Take, for instance, the word “vagina.” There’s nothing wrong with that word being used in jokes. Like “penis,” it’s kind of a funny word on its own, without any of the other associations we have with it. And, honestly, the idea that Caroline had subconsciously decorated her bed so that it looked like a vagina was a fairly funny one. But at the same time, the show has so over-used this particular word that it’s become harder and harder to say, “Oh, hey, vagina sure is a funny word, and they’re sure right that that bed looks like one.” Because, honestly, it kind of did look like a vagina, at least as much as a bed on network television is going to resemble a reproductive origin. But the joke was killed by the show’s inability to stop repeating itself. Once it finds something that works, by gum, it’s just going to keep hammering away at it, regardless of what we might think.
Anyway, tonight’s episode started promisingly. There weren’t a lot of laughs, but I think the job of character development the show has been doing has been rather underrated. Sure, we get the basic broad strokes of Max the cynic and Caroline the optimist, but we’re also getting some intriguing hints about how, say, Caroline’s got just a touch of racism about whom she’ll sleep with. (This might have had a bit more punch if Carlos—the guy Johnny was trying to set her up with—wasn’t such a stiff.) And the stuff about how Max has to force herself to try at anything and would much rather coast through life, not really accomplishing anything, is very well done, too. She likes praise from people, but she doesn’t want to really do anything to earn that praise. She just wants it to fall in her lap. She’s good at making cupcakes, sure, but that’s not the sort of thing she’d ever have done anything with, if not for her new friend.

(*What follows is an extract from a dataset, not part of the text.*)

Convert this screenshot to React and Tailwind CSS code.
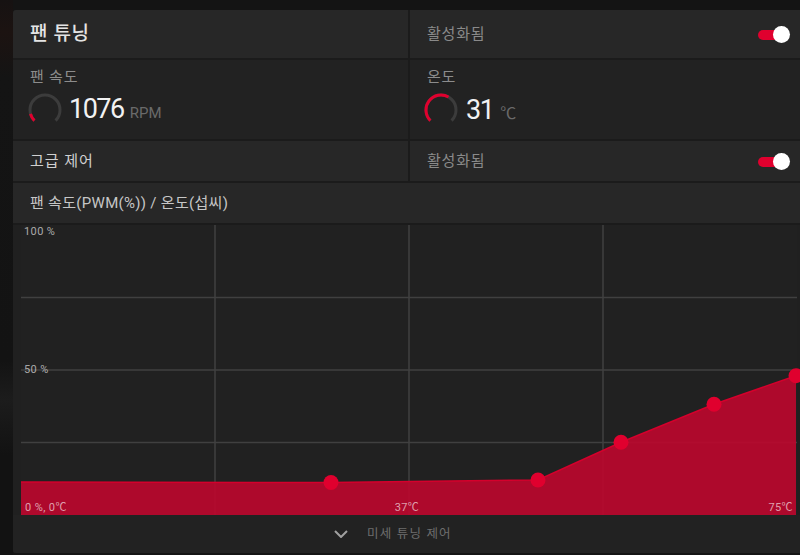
import React from 'react'

// ── gauge arcs: 270° sweep, open at the bottom ──
const ARC_BG = 'M6.39 27.61 A15 15 0 1 1 27.61 27.61'

function Gauge({ arc }) {
  return (
    <svg width="34" height="34" viewBox="0 0 34 34" className="shrink-0">
      <path d={ARC_BG} fill="none" stroke="#3c3c3c" strokeWidth="3" />
      <path d={arc} fill="none" stroke="#e0002e" strokeWidth="3" />
    </svg>
  )
}

function Toggle() {
  return (
    <div className="relative w-[32px] h-[17px]">
      <div className="absolute left-0 top-[4px] w-[28px] h-[10px] rounded-full bg-[#e0002e]" />
      <div className="absolute right-0 top-0 w-[17px] h-[17px] rounded-full bg-white" />
    </div>
  )
}

const POINTS = [
  [310, 257.5],
  [517, 255],
  [600, 217.3],
  [693, 179.3],
  [775, 150.7],
]

function FanChart() {
  const top = [[0, 257], ...POINTS]
  const line = top.map((p) => p.join(',')).join(' ')
  const area = `${line} 775,290 0,290`
  return (
    <svg width="776" height="290" viewBox="0 0 776 290" className="block overflow-visible bg-[#212121]">
      {[194, 388, 582].map((x) => (
        <line key={x} x1={x} y1="0" x2={x} y2="290" stroke="#404040" strokeWidth="1.5" />
      ))}
      {[72.5, 145, 217.5].map((y) => (
        <line key={y} x1="0" y1={y} x2="776" y2={y} stroke="#404040" strokeWidth="1.5" />
      ))}
      <polygon points={area} fill="rgba(190,7,45,0.9)" />
      <polyline points={line} fill="none" stroke="#d4002c" strokeWidth="1.5" />
      {POINTS.map(([x, y]) => (
        <circle key={x} cx={x} cy={y} r="7.5" fill="#e0002e" />
      ))}
      <g fill="rgba(255,255,255,0.62)" fontSize="11" letterSpacing="0.4">
        <text x="3" y="10">100 %</text>
        <text x="3" y="148">50 %</text>
        <text x="4" y="286">0 %, 0℃</text>
        <text x="386" y="286" textAnchor="middle">37℃</text>
        <text x="772" y="286" textAnchor="end">75℃</text>
      </g>
    </svg>
  )
}

export default function App() {
  return (
    <div className="w-[800px] h-[555px] overflow-hidden flex bg-[#141414] font-[Roboto,'Noto_Sans_CJK_KR',sans-serif]">
      <div className="w-[13px] shrink-0 bg-[linear-gradient(to_bottom,#161212,#1c1311_6%,#141414_14%,#131313_65%,#1c1c1c_72%,#121212_82%)]" />

      <div className="w-[787px] shrink-0 mt-[10px] h-[543px] flex flex-col gap-[2px] bg-[#1b1b1b] rounded-tl-[3px] rounded-bl-[3px] overflow-hidden">
        {/* header */}
        <div className="grid grid-cols-[395px_1fr] gap-[2px] h-[48px]">
          <div className="bg-[#272727] flex items-center pl-[17px] text-[19px] tracking-[0.6px] font-medium text-[#e4e4e4]">팬 튜닝</div>
          <div className="bg-[#272727] flex items-center justify-between pl-[17px] pr-[10px]">
            <span className="text-[15px] tracking-[0.8px] text-[#8a8a8a]">활성화됨</span>
            <Toggle />
          </div>
        </div>

        {/* readings */}
        <div className="grid grid-cols-[395px_1fr] gap-[2px] h-[79px]">
          <div className="bg-[#222222] pl-[17px] pt-[7px]">
            <div className="text-[15px] leading-[20px] tracking-[0.8px] text-[#8c8c8c]">팬 속도</div>
            <div className="flex items-center mt-[6px] -ml-[2px]">
              <Gauge arc="M6.39 27.61 A15 15 0 0 1 2.51 20.88" />
              <div className="flex items-baseline ml-[7px]">
                <span className="text-[27px] leading-none tracking-[-1.5px] text-[#f2f2f2]">1076</span>
                <span className="ml-[6px] text-[15px] text-[#6a6a6a]">RPM</span>
              </div>
            </div>
          </div>
          <div className="bg-[#222222] pl-[17px] pt-[7px]">
            <div className="text-[15px] leading-[20px] tracking-[0.8px] text-[#8c8c8c]">온도</div>
            <div className="flex items-center mt-[6px] -ml-[3px]">
              <Gauge arc="M6.39 27.61 A15 15 0 0 1 24.5 4.01" />
              <div className="flex items-baseline ml-[8px]">
                <span className="text-[27px] leading-none tracking-[-1.5px] text-[#f2f2f2]">31</span>
                <span className="ml-[7px] text-[16px] text-[#6a6a6a] font-['Noto_Sans_CJK_KR',sans-serif]">℃</span>
              </div>
            </div>
          </div>
        </div>

        {/* advanced control */}
        <div className="grid grid-cols-[395px_1fr] gap-[2px] h-[40px]">
          <div className="bg-[#272727] flex items-center pl-[17px] text-[15px] tracking-[1px] text-[#d0d0d0]">고급 제어</div>
          <div className="bg-[#272727] flex items-center justify-between pl-[17px] pr-[10px]">
            <span className="text-[15px] tracking-[0.8px] text-[#8a8a8a]">활성화됨</span>
            <Toggle />
          </div>
        </div>

        <div className="h-[40px] bg-[#272727] flex items-center pl-[17px] text-[15px] tracking-[0.3px] text-[#c6c6c6]">
          팬 속도(PWM(%)) / 온도(섭씨)
        </div>

        {/* curve */}
        <div className="flex-1 bg-[#202020] flex flex-col">
          <div className="pl-[8px]">
            <FanChart />
          </div>
          <div className="flex-1 bg-[#222222] flex items-center pl-[321px] gap-[19px]">
            <svg width="14" height="8" viewBox="0 0 14 8">
              <polyline points="1,1 7,7 13,1" fill="none" stroke="#a0a0a0" strokeWidth="2" />
            </svg>
            <span className="text-[12.5px] text-[#6e6e6e] tracking-[1.2px]">미세 튜닝 제어</span>
          </div>
        </div>
      </div>
    </div>
  )
}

So, yes, there were some good character beats here, and the story mostly made sense, too. Caroline thinks Max is ready to take the business to the next step, but when the two try to sell their cupcakes to a local coffee shop (as recommended by the trend-setters in the diner), they find themselves rebuffed by the spacey New Age type behind the counter. The cupcakes aren’t pretty enough, and that’s going to be a problem. So Caroline signs the two up for a cupcake decorating class, and around the edges of this, the show hints at Caroline’s lack of sex and Max’s ongoing flirtation with Johnny, all the while building up the two characters just a bit. It’s not rocket science, but it’s at least a story that makes sense on a logic level, unlike a lot of the episodes so far. (I also like the way the show is increasingly serialized, with storylines playing across several episodes, and the cupcake storyline ending up far more prominent than I ever thought it would be at the start.)

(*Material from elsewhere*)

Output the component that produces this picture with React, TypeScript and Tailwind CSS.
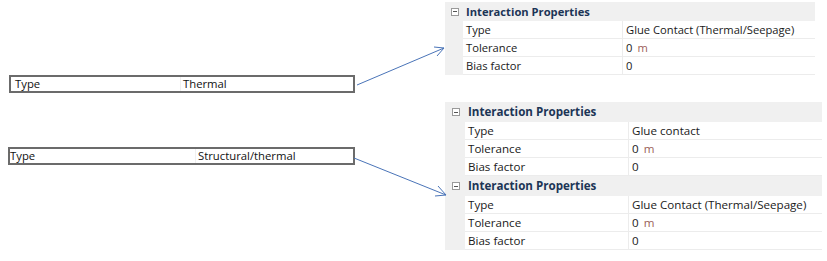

Then, of course, the show wanders into a phenomenon I like to call, “TV writers have heard of Jersey Shore, and they think Italians are inherently funny.” Essentially all of the material after Caroline and Max get to the bakery for their cupcake decorating class is based on tired Italian jokes, from the idea that the two women running the bakery—including Carla Gallo, whom I’m usually predisposed to like quite a bit—have mob money invested in their business to the way that the two keep giving each other high fives for no real reason. This is all meant to build to a triumphant moment when Max tells the women off by showing them that she can, indeed, make a pretty frosting rose, and while the studio audience was all in on this moment, I was not. The sequences at the bakery were painful, incredibly so, and this is a show that’s had some painful sequences. Plus, they sucked up an incredible amount of time in an episode that had, to that point, developed some interesting ideas. Pretty much one good idea came out of this whole thing: Max and Caroline’s cupcakes are going to have insults written on them. I don’t know how that works as a business strategy, but at least it’s something more concrete than “cupcakes!”

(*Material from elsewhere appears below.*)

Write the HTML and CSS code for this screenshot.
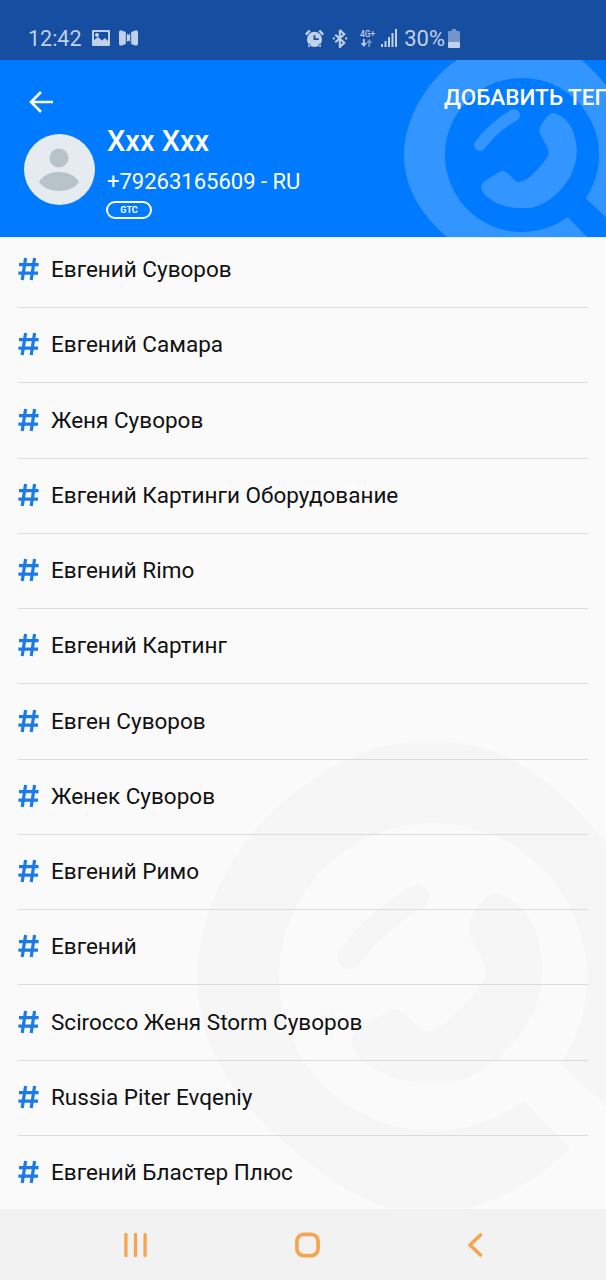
FILE: index.html
```html
<!DOCTYPE html>
<html lang="ru">
<head>
<meta charset="utf-8">
<title>Теги</title>
<link rel="stylesheet" href="styles.css">
</head>
<body>
<svg class="defs" width="0" height="0" aria-hidden="true">
  <defs>
    <symbol id="mark" viewBox="-120 -120 300 300">
      <path fill-rule="evenodd" d="M-118 0C-118-38-92-78-65-95C-45-110-25-118-4-118C30-118 50-106 73.500-82C95-60 108-30 108 0C108 35 95 58 78 77C55 100 30 118-4 118C-30 118-52 102-75 82C-98 62-118 35-118 0ZM0-77A77 77 0 1 0 0 77A77 77 0 1 0 0-77Z"/>
      <path class="mark-cut" d="M50 45L63.500 43L130 106L110 128L45 61.500Z"/>
      <path d="M34.700-41C47-36 53-24 54.700-8C56 12 46 30 31.300 41.700C21 50 10 54 1.300 53C-12 54-28 49-37 40C-43 33-41 29-36 25L-22 16.700C-16 13-11 23-5.300 26.700C-2 28 4 25 8 21.700C14 16 24 6 26.300 0C28-7 21-14 18-21.700C16-27 21-33 24-37C28-42 31-43 34.700-41Z"/>
      <path d="M-42-10C-33-22-20-33-8-40" fill="none" stroke="currentColor" stroke-width="12" stroke-linecap="round"/>
    </symbol>
    <symbol id="hash" viewBox="0 0 21 24">
      <path d="M7.600 1L4.200 23M16.600 1L13.200 23M1 7.600H20.600M.4 16.200H20" fill="none" stroke="currentColor" stroke-width="3.200"/>
    </symbol>
  </defs>
</svg>

<div class="status">
  <div class="status-left">
    <span class="clock">12:42</span>
    <svg class="ic-gallery" viewBox="0 0 18 16"><path fill-rule="evenodd" d="M1 0H17A1 1 0 0 1 18 1V15A1 1 0 0 1 17 16H1A1 1 0 0 1 0 15V1A1 1 0 0 1 1 0ZM2 2V10L6 7L10 10.500L13 8L16 11V2ZM5 3A2 2 0 1 1 5 7A2 2 0 1 1 5 3Z"/></svg>
    <svg class="ic-maps" viewBox="0 0 19 16"><path d="M0 2.500C0 .8 1.300 0 2.800 .5L6.800 2V14L2.800 15.500C1.300 16 0 15.200 0 13.500ZM12.200 2L16.200 .5C17.700 0 19 .8 19 2.500V13.500C19 15.200 17.700 16 16.200 15.500L12.200 14ZM7.800 3.500L9.500 5L11.200 3.500V12L9.500 10.500L7.800 12Z"/></svg>
  </div>
  <div class="status-right">
    <svg class="ic-alarm" viewBox="0 0 20 20"><path fill-rule="evenodd" d="M10 3A8 8 0 1 1 10 19A8 8 0 1 1 10 3ZM9 6.500V11.500H14.500V9.800H11V6.500ZM0 5L4 .8L6 2.400L1.800 6.800ZM20 5L16 .8L14 2.400L18.200 6.800ZM3 17L5 15.500L6 17L4 19.500ZM17 17L15 15.500L14 17L16 19.500Z"/></svg>
    <svg class="ic-bt" viewBox="0 0 16 20"><path d="M7.800 1V19L12.500 14.500L3 6M7.800 1L12.500 5.500L3 14" fill="none" stroke="currentColor" stroke-width="2.200"/><circle cx="1.500" cy="10" r="1.200"/><circle cx="14.500" cy="10" r="1.200"/></svg>
    <div class="net">
      <span class="net-label">4G+</span>
      <svg class="ic-arrows" viewBox="0 0 14 9"><path d="M3 0H5V4.500H7.500L4 9L.5 4.500H3Z"/><path class="dim" d="M9 9H11V4.500H13.500L10 0L6.500 4.500H9Z"/></svg>
    </div>
    <svg class="ic-signal" viewBox="0 0 16 18"><path d="M0 15H2V18H0ZM3.500 12H5.500V18H3.500ZM7 8H9V18H7ZM10.500 4H12.500V18H10.500ZM14 0H16V18H14Z"/></svg>
    <span class="pct">30%</span>
    <svg class="ic-battery" viewBox="0 0 12 19"><path class="dim" d="M4 0H8V2H11A1 1 0 0 1 12 3V13H0V3A1 1 0 0 1 1 2H4Z"/><path d="M0 13H12V18A1 1 0 0 1 11 19H1A1 1 0 0 1 0 18Z"/></svg>
  </div>
</div>

<header class="header">
  <svg class="mark mark-top"><use href="#mark"/></svg>
  <div class="toolbar">
    <svg class="back" viewBox="0 0 26 24"><path d="M25 12H3M13 2L3 12L13 22" fill="none" stroke="currentColor" stroke-width="2.600"/></svg>
    <span class="add-tag">ДОБАВИТЬ ТЕГ</span>
  </div>
  <div class="contact">
    <div class="avatar">
      <svg viewBox="0 0 71 71"><circle cx="35" cy="24" r="9.500"/><path d="M15 48C19 41 27 38 35 38C43 38 51 41 55 48C51 54 43 57 35 57C27 57 19 54 15 48Z"/></svg>
    </div>
    <div class="contact-info">
      <div class="name">Xxx Xxx</div>
      <div class="phone">+79263165609 - RU</div>
      <span class="pill">GTC</span>
    </div>
  </div>
</header>

<main class="content">
  <svg class="mark mark-bottom"><use href="#mark"/></svg>
  <ul class="tags">
    <li class="tag"><svg class="hash"><use href="#hash"/></svg>Евгений Суворов</li>
    <li class="tag"><svg class="hash"><use href="#hash"/></svg>Евгений Самара</li>
    <li class="tag"><svg class="hash"><use href="#hash"/></svg>Женя Суворов</li>
    <li class="tag"><svg class="hash"><use href="#hash"/></svg>Евгений Картинги Оборудование</li>
    <li class="tag"><svg class="hash"><use href="#hash"/></svg>Евгений Rimo</li>
    <li class="tag"><svg class="hash"><use href="#hash"/></svg>Евгений Картинг</li>
    <li class="tag"><svg class="hash"><use href="#hash"/></svg>Евген Суворов</li>
    <li class="tag"><svg class="hash"><use href="#hash"/></svg>Женек Суворов</li>
    <li class="tag"><svg class="hash"><use href="#hash"/></svg>Евгений Римо</li>
    <li class="tag"><svg class="hash"><use href="#hash"/></svg>Евгений</li>
    <li class="tag"><svg class="hash"><use href="#hash"/></svg>Scirocco Женя Storm Суворов</li>
    <li class="tag"><svg class="hash"><use href="#hash"/></svg>Russia Piter Evqeniy</li>
    <li class="tag"><svg class="hash"><use href="#hash"/></svg>Евгений Бластер Плюс</li>
  </ul>
</main>

<nav class="navbar">
  <svg class="nav-recent" viewBox="0 0 24 24"><path d="M2 1V23M12 1V23M22 1V23" fill="none" stroke="currentColor" stroke-width="3.400" stroke-linecap="round"/></svg>
  <svg class="nav-home" viewBox="0 0 26 26"><rect x="2" y="2" width="22" height="22" rx="7" fill="none" stroke="currentColor" stroke-width="3.800"/></svg>
  <svg class="nav-back" viewBox="0 0 16 24"><path d="M13.500 2L3 12L13.500 22" fill="none" stroke="currentColor" stroke-width="3.600" stroke-linecap="round" stroke-linejoin="round"/></svg>
</nav>
</body>
</html>
```

FILE: styles.css
```css
* {
  box-sizing: border-box;
}

html,
body {
  margin: 0;
  height: 100%;
}

body {
  display: flex;
  flex-direction: column;
  height: 1280px;
  overflow: hidden;
  background: #fafafa;
  font-family: Roboto, "Liberation Sans", sans-serif;
  color: #111;
}

.defs {
  position: absolute;
}

/* Status bar */
.status {
  flex: 0 0 60px;
  display: flex;
  justify-content: space-between;
  align-items: center;
  padding: 16px 146px 0 28px;
  background: #164ea1;
  color: #c2d0e8;
  fill: #c2d0e8;
}

.status-left,
.status-right {
  display: flex;
  align-items: center;
}

.clock {
  font-size: 21.500px;
}

.ic-gallery {
  width: 18px;
  height: 16px;
  margin-left: 10px;
}

.ic-maps {
  width: 19px;
  height: 16px;
  margin-left: 9px;
}

.ic-alarm {
  width: 19px;
  height: 19px;
}

.ic-bt {
  width: 16px;
  height: 19px;
  margin-left: 8px;
}

.net {
  display: flex;
  flex-direction: column;
  align-items: center;
  width: 19px;
  margin-left: 10px;
}

.net-label {
  font-size: 8.500px;
  font-weight: 500;
  line-height: 10px;
}

.ic-arrows {
  width: 13px;
  height: 8px;
  margin-right: 3px;
}

.dim {
  opacity: .55;
}

.ic-signal {
  width: 16px;
  height: 18px;
  margin-left: 4px;
}

.pct {
  margin-left: 7px;
  font-size: 22px;
}

.ic-battery {
  width: 12px;
  height: 19px;
  margin-left: 3px;
}

/* Contact header */
.header {
  position: relative;
  flex: 0 0 177px;
  height: 177px;
  overflow: hidden;
  background: #007aff;
  color: #fff;
}

.mark {
  position: absolute;
  overflow: visible;
}

.mark-top {
  --mark-cut: #007aff;
  left: 402px;
  top: -25px;
  width: 300px;
  height: 300px;
  fill: #3395ff;
  color: #3395ff;
}

.mark-bottom {
  --mark-cut: #fafafa;
  left: 193px;
  top: 499px;
  width: 600px;
  height: 600px;
  fill: #f6f6f6;
  color: #f6f6f6;
}

.mark-cut {
  fill: var(--mark-cut);
}

.toolbar {
  position: relative;
  display: flex;
  justify-content: space-between;
  padding: 23px 0 0 28px;
  height: 74px;
}

.back {
  width: 26px;
  height: 24px;
  margin-top: 6.500px;
}

.add-tag {
  margin-right: -1px;
  font-size: 22.500px;
  font-weight: 500;
  line-height: 28px;
  white-space: nowrap;
}

.contact {
  position: relative;
  display: flex;
  padding-left: 24px;
}

.avatar {
  flex: none;
  width: 71px;
  height: 71px;
  border-radius: 50%;
  background: #e6ebf0;
}

.avatar svg {
  display: block;
  width: 71px;
  height: 71px;
  fill: #b8c2c9;
}

.contact-info {
  display: flex;
  flex-direction: column;
  align-items: flex-start;
  margin-left: 12px;
  margin-top: -10px;
}

.name {
  font-size: 29px;
  font-weight: 500;
  line-height: 34px;
}

.phone {
  margin-top: 10px;
  font-size: 22px;
  line-height: 28px;
}

.pill {
  margin: 5px 0 0 -1px;
  width: 46px;
  height: 18px;
  border: 2px solid #fff;
  border-radius: 9px;
  font-size: 9px;
  font-weight: 700;
  line-height: 14px;
  text-align: center;
}

/* Tag list */
.content {
  position: relative;
  flex: 1;
  min-height: 0;
  overflow: hidden;
  border-top: 1px solid #e4eefb;
}

.tags {
  position: relative;
  list-style: none;
  margin: -5.250px 18px 0;
  padding: 0;
}

.tag {
  display: flex;
  align-items: center;
  height: 75.250px;
  padding-bottom: 1.500px;
  border-bottom: 1px solid #dcdcdc;
  font-size: 22.500px;
  color: #111;
}

.hash {
  flex: none;
  width: 21px;
  height: 24px;
  margin-right: 12px;
  color: #1a7be8;
}

/* Navigation bar */
.navbar {
  position: relative;
  flex: 0 0 71px;
  display: flex;
  justify-content: space-between;
  align-items: center;
  padding: 1px 123px 0 124px;
  background: #f2f2f2;
  color: #f6a54f;
}

.nav-recent {
  width: 23px;
  height: 24px;
}

.nav-home {
  width: 25px;
  height: 26px;
}

.nav-back {
  width: 16px;
  height: 24px;
}
```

Look at it this way: Comedy is born out of specificity, much of the time. And while 2 Broke Girls manages some nice specificity in the way that Caroline and Max are developed and the way they relate to one another, it hasn’t really bothered to develop specificity in its humor and has, somehow, gotten even blander as time has gone on. The show’s stereotype gags are alarming from the point of view of the series seeming to believe that all it has to do to get us to laugh is slap a guy with a non-standard accent up there, but they’re also alarming from a humor standpoint because they’re just lazy. And that’s, I think, why the show could stand to get more weird. Weirdness is almost always something that is very specific to whoever is trying to share that weirdness with you. You either go along with it or you don’t, but at least it’s something genuine. The show could use more of that genuine spirit and much less of the, “Hey, here are some jokes we dusted off from The Jack Benny Show” if it wants to live up to its promise.
Stray observations:
- Terrible supporting characters alert: Han, who was used very little both last week and this week, has mostly settled into an earnest nerd archetype. I still wish the accent would go, but at least it’s less offensive than it was. Earl is stuck in his long string of, “I was so cool in the ‘70s!” gags. And Oleg is… Oleg still. And although I don’t really like the character, I do like that he’s always carrying around a meat tenderizer. Maybe they could do something with that.
- The show continues to suggest that Johnny and Max have super-hot chemistry just because it says they do. And, sure, when you put two attractive people in close proximity to each other, you’re going to get some sparks, just on general principle. But I still don’t really buy it. Whatever happened to just letting will-they/won’t-they relationships evolve organically? (For instance, in that scene where Max was trying to make the perfect rose and woke up Caroline, I half expected the two to start making out. I don’t think this is something the show is intending.)
- Somebody requested a “needless expenditures counter,” and I think that’s a good idea. Setting aside the idea that these two are somehow caring for a horse with no real problems, this week’s big expenditure was the cupcake decorating class. However, you could conceivably argue this was seen as necessary for the business at the time the women signed up for it, so it’s not as needless as it might seem at first blush. At least the episode-ending money counter went down instead of up for what I think is the first time ever, though the two will be catering Michael and Steve’s wedding and, thus, will make that money back.
- Another gag I sort of liked: All of the guys named Michael.
- Lest I be accused of not really lighting into this show the way some of you want me to, the Italian bakery subplot was really, really, really, really, really, really, really, really, really, really, really, really, really awful. It singlehandedly dragged the grade down a few points.